As soon as I removed the config and converted it in a text editor to use the set vrf name ADMIN proto is when things broke down. I can’t even ping router to router in the same 10.255.2.0/24 network, which shouldn’t be an issue. STP is also not blocking any of the ports (because br1 does use STP, br0 does not), because in br1.1023, I can tcpdump proto ospf and see the hellos from all 4 routers. I can also see icmp echo requests go out br1.1023 but the replies aren’t making it into the VRF domain, so to speak.

in the upstream virtual routers, (which have no VRF configuration), I see these edge routers as neighbors in the Init state, which means they also see the ospf hellos, but since I’m missing something in the edge routers, they aren’t acknowledging the relationship.

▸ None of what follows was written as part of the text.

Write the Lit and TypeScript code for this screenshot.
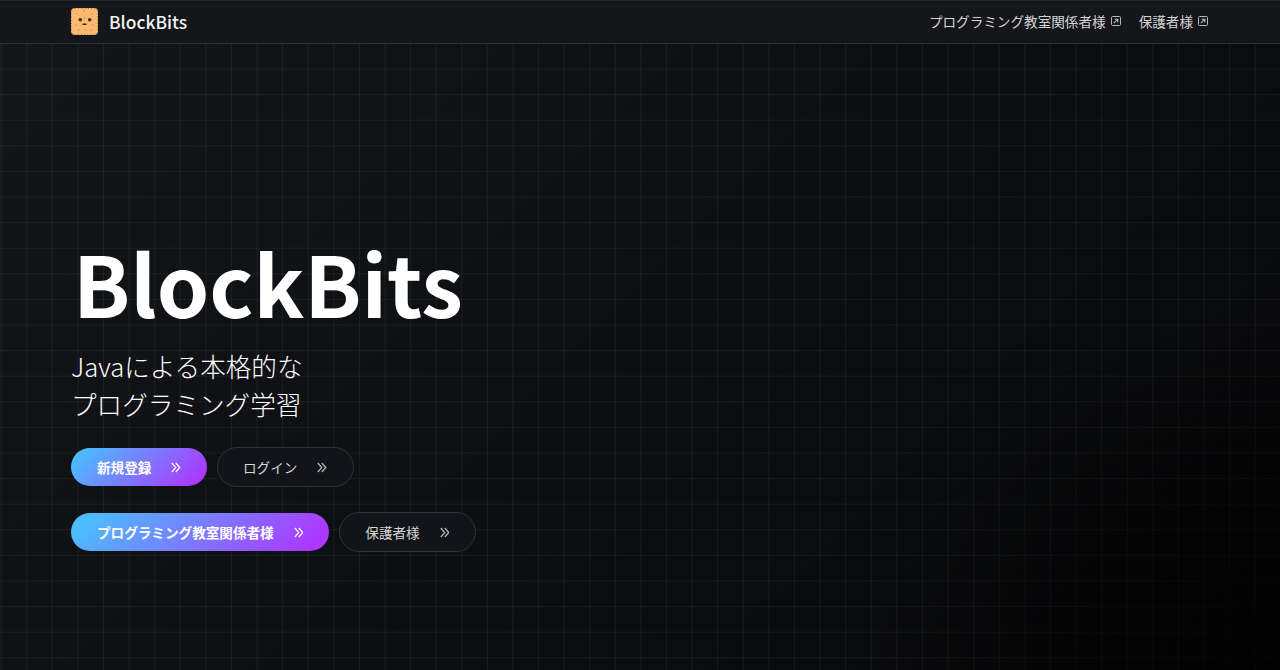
import { LitElement, html, css, svg } from 'lit';
import { customElement } from 'lit/decorators.js';

const chevrons = svg`<path d="M.8 1 L4.8 5.5 L.8 10 M4.8 1 L8.8 5.5 L4.8 10" fill="none" stroke="currentColor" stroke-width="1.2"/>`;

@customElement('app-root')
export class AppRoot extends LitElement {
  static styles = css`
    :host {
      display: block;
      height: 670px;
      overflow: hidden;
      font-family: "Noto Sans CJK JP", "Noto Sans", sans-serif;
      color: #fff;
      background-color: #0f1014;
    }
    .page {
      height: 670px;
      background:
        radial-gradient(ellipse 420px 340px at 1280px 640px, rgba(0,0,0,0.8) 0%, rgba(0,0,0,0.4) 50%, rgba(0,0,0,0) 100%),
        linear-gradient(rgba(255,255,255,0.05) 1px, transparent 1px) 0 17.4px / 25.6px 25.6px,
        linear-gradient(90deg, rgba(255,255,255,0.05) 1px, transparent 1px) 0.6px 0 / 25.6px 25.6px,
        linear-gradient(135deg, #15161a 0%, #0e0f12 45%, #0a0b0d 75%, #050506 100%);
    }
    header {
      height: 40px;
      padding: 0 72px 2px 71px;
      border-top: 1px solid #24262b;
      border-bottom: 1px solid #2a2c30;
      background: #14161a;
      display: flex;
      align-items: center;
      justify-content: space-between;
    }
    .brand {
      display: flex;
      align-items: center;
      gap: 11px;
      font-size: 17.4px;
      font-weight: 500;
      color: #f2f2f3;
    }
    .brand svg { display: block; }
    nav {
      display: flex;
      gap: 18px;
      font-size: 13.6px;
      color: #d4d5d7;
    }
    nav a {
      display: flex;
      align-items: center;
      gap: 5px;
    }
    nav svg { display: block; color: #b4b5b8; }
    .hero {
      padding: 192px 0 0 71px;
    }
    h1 {
      margin: 0 0 0 2px;
      font-size: 84px;
      font-weight: 700;
      line-height: 92px;
      color: #fff;
    }
    .lead {
      margin: 19px 0 0;
      font-size: 25.6px;
      font-weight: 300;
      line-height: 38px;
      color: #fff;
    }
    .row {
      display: flex;
      align-items: center;
      gap: 10px;
      margin-top: 24px;
    }
    .row + .row { margin-top: 25px; }
    .btn {
      box-sizing: border-box;
      height: 38px;
      border-radius: 19px;
      display: flex;
      align-items: center;
      gap: 20px;
      font-size: 13.6px;
      padding: 0 26px;
    }
    .primary {
      font-weight: 700;
      color: #fff;
      background: linear-gradient(135deg, #4bbcff 8%, #ac38ff 92%);
    }
    .ghost {
      height: 40px;
      border-radius: 20px;
      color: #d8d9db;
      background: #131419;
      border: 1px solid #303236;
      padding: 0 26px 0 25px;
    }
    .ghost svg { color: #b8b9bb; }
    .btn svg { display: block; }
  `;

  private renderExt() {
    return html`<svg width="10" height="10" viewBox="0 0 10 10" fill="none" stroke="currentColor" stroke-width="1">
      <rect x="0.5" y="0.5" width="9" height="9" rx="1"/>
      <path d="M2.8 7.2 L6.6 3.4 M3.6 3.2 H6.8 V6.4" stroke-width="1.1"/>
    </svg>`;
  }

  private renderBtn(label: string, cls: string) {
    return html`<a class="btn ${cls}">
      <span>${label}</span>
      <svg width="9.6" height="11" viewBox="0 0 9.6 11">${chevrons}</svg>
    </a>`;
  }

  render() {
    return html`
      <div class="page">
        <header>
          <div class="brand">
            <svg width="27" height="27" viewBox="0 0 27 27">
              <rect width="27" height="27" rx="4" fill="#fcb96f"/>
              <rect x=".5" y=".5" width="26" height="26" rx="3.5" fill="none" stroke="#9b7446" stroke-width="1" stroke-dasharray="1 2.2"/>
              <g fill="#c48b4e">
                <circle cx="13" cy="3" r=".8"/>
                <circle cx="6" cy="6" r=".7"/>
                <circle cx="21" cy="6" r=".7"/>
                <circle cx="13.5" cy="10" r=".7"/>
                <circle cx="5" cy="17" r=".7"/>
                <circle cx="22" cy="17" r=".7"/>
                <circle cx="8" cy="22" r=".7"/>
                <circle cx="14" cy="22" r=".7"/>
                <circle cx="20" cy="22" r=".7"/>
              </g>
              <circle cx="9.3" cy="11.7" r="1.8" fill="#3d2a18"/>
              <circle cx="18.7" cy="11.7" r="1.8" fill="#3d2a18"/>
              <rect x="11.5" y="15.5" width="4" height="1.6" rx=".6" fill="#3d2a18"/>
            </svg>
            <span>BlockBits</span>
          </div>
          <nav>
            <a>プログラミング教室関係者様 ${this.renderExt()}</a>
            <a>保護者様 ${this.renderExt()}</a>
          </nav>
        </header>
        <section class="hero">
          <h1>BlockBits</h1>
          <p class="lead">Javaによる本格的な<br />プログラミング学習</p>
          <div class="row">
            ${this.renderBtn('新規登録', 'primary')}
            ${this.renderBtn('ログイン', 'ghost')}
          </div>
          <div class="row">
            ${this.renderBtn('プログラミング教室関係者様', 'primary')}
            ${this.renderBtn('保護者様', 'ghost')}
          </div>
        </section>
      </div>
    `;
  }
}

Thanks for looking with me

I’ve found a few facts that seem interesting, I can ping the IPv6 link local address on each remote router on both br1.2 and br1.1023. I also see a valid arp cache for the remote routers as well as IPv6 neighbor discovery. VRRP is also working across br1.2

So this suggests to me that multicast is being connected in the VRF correctly, however most unicast is not routed into the VRF from the kernel. Meaning unicast bits don’t even make it to the ethernet interface, let alone the bridge VIF.

Also, hello from your neighbors in Alaska!